Note that the supply voltage should not exceed the maximum gate voltage, or else a voltage divider must be used to lower the gate voltage caused by the pull-up resistor.
There is a reason why I am not using an electric motor to demonstrate the functionality of the pull-up resistor.
Some later we will see why.
Always use high resistance devices as pull-up respectively pull-down resistors to keep the input power low, because now a current is running trough the resistor even while the switching status of the field-effect transistor is not altered.
Switching transistors at their maximum frequency is tricky.
Altering the state of a transistor always takes some time.
When turning a transistor "on", the voltage drop at the emitter collector line drops from (nearly) the supply voltage of the circuit to (nearly) 0V.
Vice versa the voltage is increasing from 0V to the value of the supply voltage while the transistor is turned "off".
The maximum rate of change of a signal, hence the voltage drop is called slew rate.
It is usually expressed in units of V/μs.

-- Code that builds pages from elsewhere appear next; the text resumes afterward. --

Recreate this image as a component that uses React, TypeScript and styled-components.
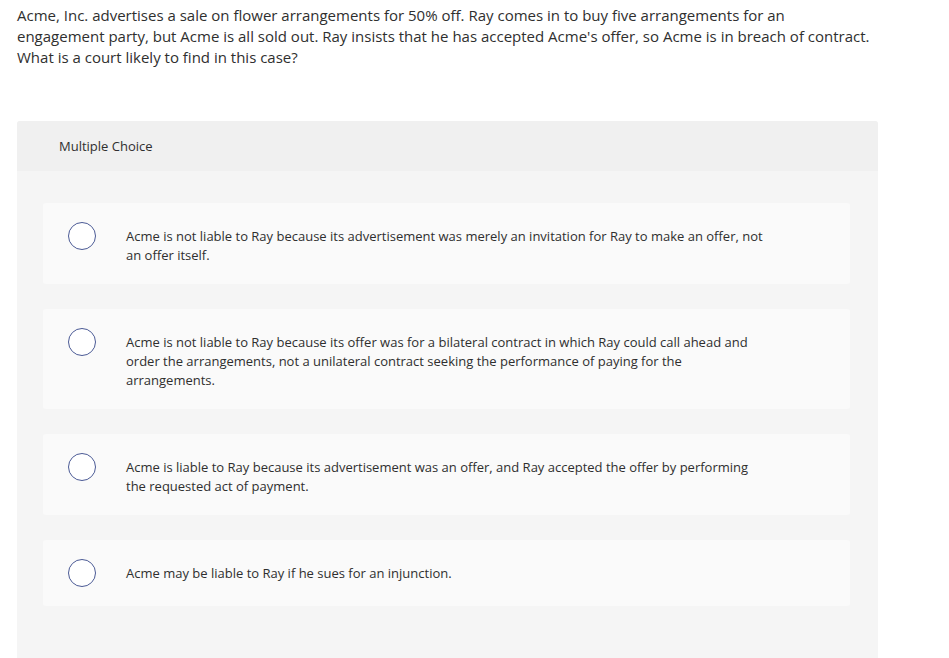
import React from "react";
import styled, { createGlobalStyle } from "styled-components";

const Global = createGlobalStyle`
  html, body { margin: 0; padding: 0; background: #ffffff; }
  body { font-family: "Open Sans", "Liberation Sans", sans-serif; color: #2f2f2f; }
`;

const Page = styled.div`
  padding: 5px 0 0 17px;
  width: 861px;
`;

const Question = styled.p`
  margin: 0;
  font-size: 15px;
  line-height: 21px;
  color: #2f2f2f;
  width: 853px;
`;

const Panel = styled.section`
  margin-top: 53px;
  width: 861px;
  background: #f5f5f5;
  border-radius: 3px 3px 0 0;
  overflow: hidden;
`;

const PanelHeader = styled.div`
  height: 50px;
  display: flex;
  align-items: center;
  padding-left: 42px;
  background: #f0f0f0;
  font-size: 13px;
  color: #2f2f2f;
`;

const Choices = styled.div`
  display: flex;
  flex-direction: column;
  gap: 25px;
  padding: 32px 28px 60px 26px;
`;

const Choice = styled.label`
  display: flex;
  align-items: flex-start;
  padding: 19px 0 19px 25px;
  background: #fafafa;
  border-radius: 3px;
  cursor: pointer;
`;

const Radio = styled.span`
  flex: 0 0 auto;
  width: 28px;
  height: 28px;
  box-sizing: border-box;
  border: 1.5px solid #4b5a95;
  border-radius: 50%;
  background: #ffffff;
`;

const ChoiceText = styled.span`
  margin: 5px 0 0 30px;
  max-width: 641px;
  font-size: 13px;
  line-height: 19px;
  color: #2f2f2f;
`;

const choices = [
  "Acme is not liable to Ray because its advertisement was merely an invitation for Ray to make an offer, not an offer itself.",
  "Acme is not liable to Ray because its offer was for a bilateral contract in which Ray could call ahead and order the arrangements, not a unilateral contract seeking the performance of paying for the arrangements.",
  "Acme is liable to Ray because its advertisement was an offer, and Ray accepted the offer by performing the requested act of payment.",
  "Acme may be liable to Ray if he sues for an injunction.",
];

export default function App() {
  return (
    <>
      <Global />
      <Page>
        <Question>
          Acme, Inc. advertises a sale on flower arrangements for 50% off. Ray comes in to buy five arrangements for an
          engagement party, but Acme is all sold out. Ray insists that he has accepted Acme's offer, so Acme is in breach
          of contract. What is a court likely to find in this case?
        </Question>
        <Panel>
          <PanelHeader>Multiple Choice</PanelHeader>
          <Choices>
            {choices.map((c) => (
              <Choice key={c}>
                <Radio />
                <ChoiceText>{c}</ChoiceText>
              </Choice>
            ))}
          </Choices>
        </Panel>
      </Page>
    </>
  );
}
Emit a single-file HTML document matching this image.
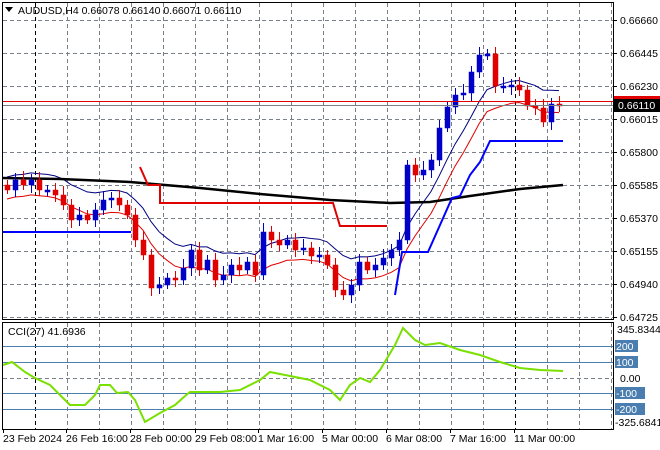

Sometimes the rise time is listed at the datasheets of transistors instead of the slew rate.
At the oscillograph shown here you can see the input voltage as yellow curve and the accordant output signal between the source drain line of an IRLZ24N as green curve.
A 1kΩ resistor is switched in series to the gate pin simulating an input signal with a high inner resistance resulting in a worse slew rate of the MOSFET.
There is always some kind of feedback between the signal source and the amplifying circuit like demonstrated at the previous video.
Just remember the capacitance of a MOSFETs gate area!
The power output of the input signal has to be sufficient to safely turn the transistor "on".
Let's have a closer look at the power dissipated by the emitter collector line while the state alters from "on" to "off", meaning the resistance of the emitter collector line rises from it's minimum to its maximum value.
While considering the correlations inside of a voltage divider, the power dissipated by the transistor can be calculated with knowing the total voltage and the constant resistance of the load resistor.
The maximum collector current of the BD135 is 1.5A, the maximum emitter collector voltage is 45V and the maximum power dissipation is 8W.
So it looks like there is no problem in switching a 30Ω load connected to a 40V power supply.
While altering the switching state from on to off, the resistance of the transistor is around 10Ω for a short span of time.
By inserting those values at the equation above we get 10W!
The transistor is heating up clearly while operating with high switching frequencies.
Finally some remarks on switching non ohmic loads.
Here you can see the voltage progression between source and drain while switching an electric motor.
As you can see, the voltage drop at the transistors source-drain line exceeds the supply voltage of 12V clearly. The peak voltage is above 25V!
The maximum source-drain voltage of the transistor used for the switching operation must be designed for those voltage peaks.
While turning on capacitive loads, the current climbs to it's peak value, so keep the maximum collector current in mind.
In this spirit - be careful while switching your own circuits.